The one structural advantage independent operators hold is authenticity at the local level. A family-owned company that has served a neighborhood for 15 years has relationships, reputation, and name recognition that a newly acquired competitor cannot replicate overnight. The risk is that this advantage becomes invisible online if the independent operator has not built a credible digital presence to match their real-world standing.
Why This Matters for Garage Door Companies
If you run an independent garage door company, the PE consolidation wave is not an abstract financial story. It is a competitive threat arriving in your market on a timeline you do not control. The companies being acquired are your current competitors. The companies doing the acquiring have access to capital, marketing infrastructure, and staffing resources that most independent operators cannot match head-to-head.

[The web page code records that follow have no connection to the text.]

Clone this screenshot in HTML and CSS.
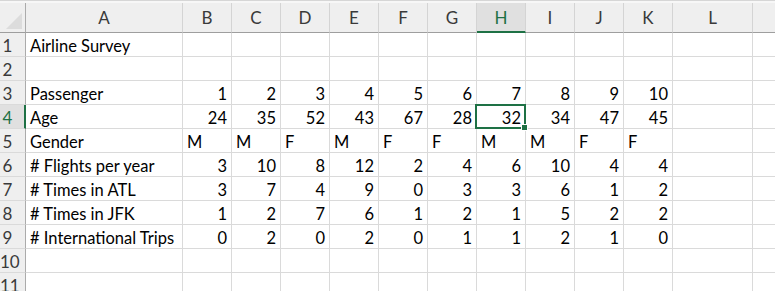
FILE: index.html
```html
<!DOCTYPE html>
<html lang="en">
<head>
  <meta charset="UTF-8" />
  <title>Airline Survey</title>
  <link rel="stylesheet" href="styles.css">
</head>
<body>
  <div class="sheet">
    <div class="top-strip"></div>

    <div class="row head-row">
      <div class="corner"><span class="corner-tri"></span></div>
      <div class="ch col-a">A</div>
      <div class="ch">B</div>
      <div class="ch">C</div>
      <div class="ch">D</div>
      <div class="ch">E</div>
      <div class="ch">F</div>
      <div class="ch">G</div>
      <div class="ch active">H</div>
      <div class="ch">I</div>
      <div class="ch">J</div>
      <div class="ch">K</div>
      <div class="ch col-l">L</div>
      <div class="ch col-m"></div>
    </div>

    <div class="row">
      <div class="rh">1</div>
      <div class="cell col-a">Airline Survey</div>
      <div class="cell"></div><div class="cell"></div><div class="cell"></div><div class="cell"></div><div class="cell"></div>
      <div class="cell"></div><div class="cell"></div><div class="cell"></div><div class="cell"></div><div class="cell"></div>
      <div class="cell col-l"></div><div class="cell col-m"></div>
    </div>

    <div class="row">
      <div class="rh">2</div>
      <div class="cell col-a"></div>
      <div class="cell"></div><div class="cell"></div><div class="cell"></div><div class="cell"></div><div class="cell"></div>
      <div class="cell"></div><div class="cell"></div><div class="cell"></div><div class="cell"></div><div class="cell"></div>
      <div class="cell col-l"></div><div class="cell col-m"></div>
    </div>

    <div class="row">
      <div class="rh">3</div>
      <div class="cell col-a">Passenger</div>
      <div class="cell num">1</div><div class="cell num">2</div><div class="cell num">3</div><div class="cell num">4</div><div class="cell num">5</div>
      <div class="cell num">6</div><div class="cell num">7</div><div class="cell num">8</div><div class="cell num">9</div><div class="cell num">10</div>
      <div class="cell col-l"></div><div class="cell col-m"></div>
    </div>

    <div class="row">
      <div class="rh active">4</div>
      <div class="cell col-a">Age</div>
      <div class="cell num">24</div><div class="cell num">35</div><div class="cell num">52</div><div class="cell num">43</div><div class="cell num">67</div>
      <div class="cell num">28</div>
      <div class="cell num selected">32<span class="sel-box"></span><span class="fill-handle"></span></div>
      <div class="cell num">34</div><div class="cell num">47</div><div class="cell num">45</div>
      <div class="cell col-l"></div><div class="cell col-m"></div>
    </div>

    <div class="row">
      <div class="rh">5</div>
      <div class="cell col-a">Gender</div>
      <div class="cell">M</div><div class="cell">M</div><div class="cell">F</div><div class="cell">M</div><div class="cell">F</div>
      <div class="cell">F</div><div class="cell">M</div><div class="cell">M</div><div class="cell">F</div><div class="cell">F</div>
      <div class="cell col-l"></div><div class="cell col-m"></div>
    </div>

    <div class="row">
      <div class="rh">6</div>
      <div class="cell col-a"># Flights per year</div>
      <div class="cell num">3</div><div class="cell num">10</div><div class="cell num">8</div><div class="cell num">12</div><div class="cell num">2</div>
      <div class="cell num">4</div><div class="cell num">6</div><div class="cell num">10</div><div class="cell num">4</div><div class="cell num">4</div>
      <div class="cell col-l"></div><div class="cell col-m"></div>
    </div>

    <div class="row">
      <div class="rh">7</div>
      <div class="cell col-a"># Times in ATL</div>
      <div class="cell num">3</div><div class="cell num">7</div><div class="cell num">4</div><div class="cell num">9</div><div class="cell num">0</div>
      <div class="cell num">3</div><div class="cell num">3</div><div class="cell num">6</div><div class="cell num">1</div><div class="cell num">2</div>
      <div class="cell col-l"></div><div class="cell col-m"></div>
    </div>

    <div class="row">
      <div class="rh">8</div>
      <div class="cell col-a"># Times in JFK</div>
      <div class="cell num">1</div><div class="cell num">2</div><div class="cell num">7</div><div class="cell num">6</div><div class="cell num">1</div>
      <div class="cell num">2</div><div class="cell num">1</div><div class="cell num">5</div><div class="cell num">2</div><div class="cell num">2</div>
      <div class="cell col-l"></div><div class="cell col-m"></div>
    </div>

    <div class="row">
      <div class="rh">9</div>
      <div class="cell col-a"># International Trips</div>
      <div class="cell num">0</div><div class="cell num">2</div><div class="cell num">0</div><div class="cell num">2</div><div class="cell num">0</div>
      <div class="cell num">1</div><div class="cell num">1</div><div class="cell num">2</div><div class="cell num">1</div><div class="cell num">0</div>
      <div class="cell col-l"></div><div class="cell col-m"></div>
    </div>

    <div class="row">
      <div class="rh">10</div>
      <div class="cell col-a"></div>
      <div class="cell"></div><div class="cell"></div><div class="cell"></div><div class="cell"></div><div class="cell"></div>
      <div class="cell"></div><div class="cell"></div><div class="cell"></div><div class="cell"></div><div class="cell"></div>
      <div class="cell col-l"></div><div class="cell col-m"></div>
    </div>

    <div class="row">
      <div class="rh">11</div>
      <div class="cell col-a"></div>
      <div class="cell"></div><div class="cell"></div><div class="cell"></div><div class="cell"></div><div class="cell"></div>
      <div class="cell"></div><div class="cell"></div><div class="cell"></div><div class="cell"></div><div class="cell"></div>
      <div class="cell col-l"></div><div class="cell col-m"></div>
    </div>
  </div>
</body>
</html>
```

FILE: styles.css
```css
html, body {
  margin: 0;
  padding: 0;
  background: #fff;
  overflow: hidden;
}

.sheet {
  width: 775px;
  height: 291px;
  overflow: hidden;
  font-family: Lato, "Liberation Sans", sans-serif;
  font-size: 16.5px;
  color: #000;
}

.top-strip {
  height: 2px;
  border-top: 1px solid #d6d6d6;
  background: #f7f7f7;
}

.row {
  display: flex;
  height: 24px;
}

.head-row {
  height: 30px;
}

/* base cell: width 49 incl. right border */
.cell, .ch {
  box-sizing: border-box;
  flex: 0 0 49px;
  width: 49px;
  border-right: 1px solid #dadada;
  border-bottom: 1px solid #dadada;
  padding: 3px 3px 0 4px;
  line-height: 20px;
  white-space: nowrap;
  overflow: visible;
}

.num {
  text-align: right;
  padding-right: 4px;
}

.col-a {
  flex-basis: 157px;
  width: 157px;
}

.col-l {
  flex-basis: 80px;
  width: 80px;
}

.col-m {
  flex-basis: 80px;
  width: 80px;
}

/* column headers */
.ch {
  background: #efefef;
  border-right: 1px solid #d4d4d4;
  border-bottom: 1px solid #9e9e9e;
  color: #3a3a3a;
  text-align: center;
  font-size: 17px;
  line-height: 28px;
  padding: 1px 0 0;
}

.ch.active {
  background: #e0e0e0;
  color: #1e7145;
  border-bottom: 2px solid #1e7145;
  line-height: 27px;
}

.corner {
  box-sizing: border-box;
  flex: 0 0 26px;
  width: 26px;
  background: #efefef;
  border-right: 1px solid #ababab;
  border-bottom: 1px solid #9e9e9e;
  position: relative;
}

.corner-tri {
  position: absolute;
  right: 3px;
  bottom: 3px;
  width: 0;
  height: 0;
  border-left: 16px solid transparent;
  border-bottom: 16px solid #dcdcdc;
}

/* row headers */
.rh {
  box-sizing: border-box;
  flex: 0 0 26px;
  width: 26px;
  background: #efefef;
  border-right: 1px solid #ababab;
  border-bottom: 1px solid #dadada;
  color: #3a3a3a;
  text-align: center;
  padding: 3px 10px 0 0;
  line-height: 20px;
  font-size: 17px;
  white-space: nowrap;
}

.rh.active {
  background: #e0e0e0;
  color: #1e7145;
  border-right: 2px solid #1e7145;
  padding-right: 9px;
}

/* selected cell H4 */
.selected {
  position: relative;
}

.sel-box {
  position: absolute;
  left: -2px;
  top: -1px;
  right: -1px;
  bottom: -1px;
  border: 2px solid #1e7145;
}

.fill-handle {
  position: absolute;
  right: -3px;
  bottom: -3px;
  width: 5px;
  height: 5px;
  background: #1e7145;
  border: 1px solid #fff;
}
```
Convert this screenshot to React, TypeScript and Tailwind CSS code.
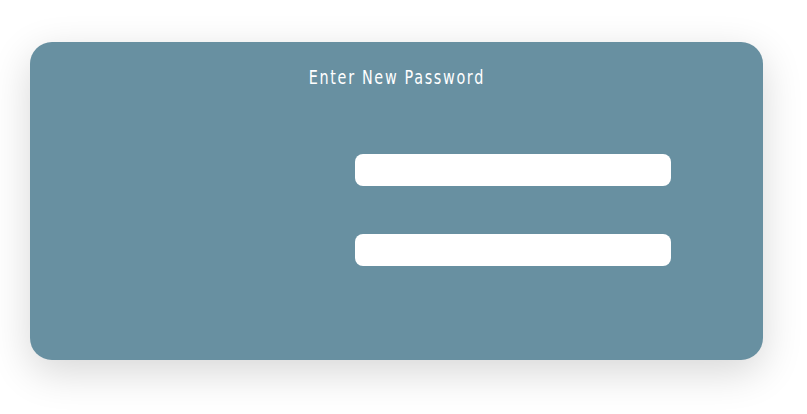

What independent operators can do is build the things that are hardest to buy quickly: a dense, credible review history that reflects real customer relationships, a Google Business Profile that is fully optimized and actively maintained, and a local reputation that shows up clearly when homeowners search. These assets take time to build, but they also take time to unseat. A funded competitor who entered your market last quarter cannot manufacture five years of consistent five-star reviews from real customers.
The FMI sector brief notes that operators who have built recognizable local brands with strong customer retention are more resilient to consolidation pressure and are also more attractive acquisition targets themselves, which gives owners a strategic option on both ends. The point is not to panic about PE activity but to take the competitive signal seriously and put energy into the things that compound over time.
Operators who treat their online reputation and local search presence as operational infrastructure, not a marketing afterthought, are better positioned regardless of what happens in their market. The companies most likely to lose ground are the ones still relying on word of mouth alone while well-funded competitors show up visibly in every local search.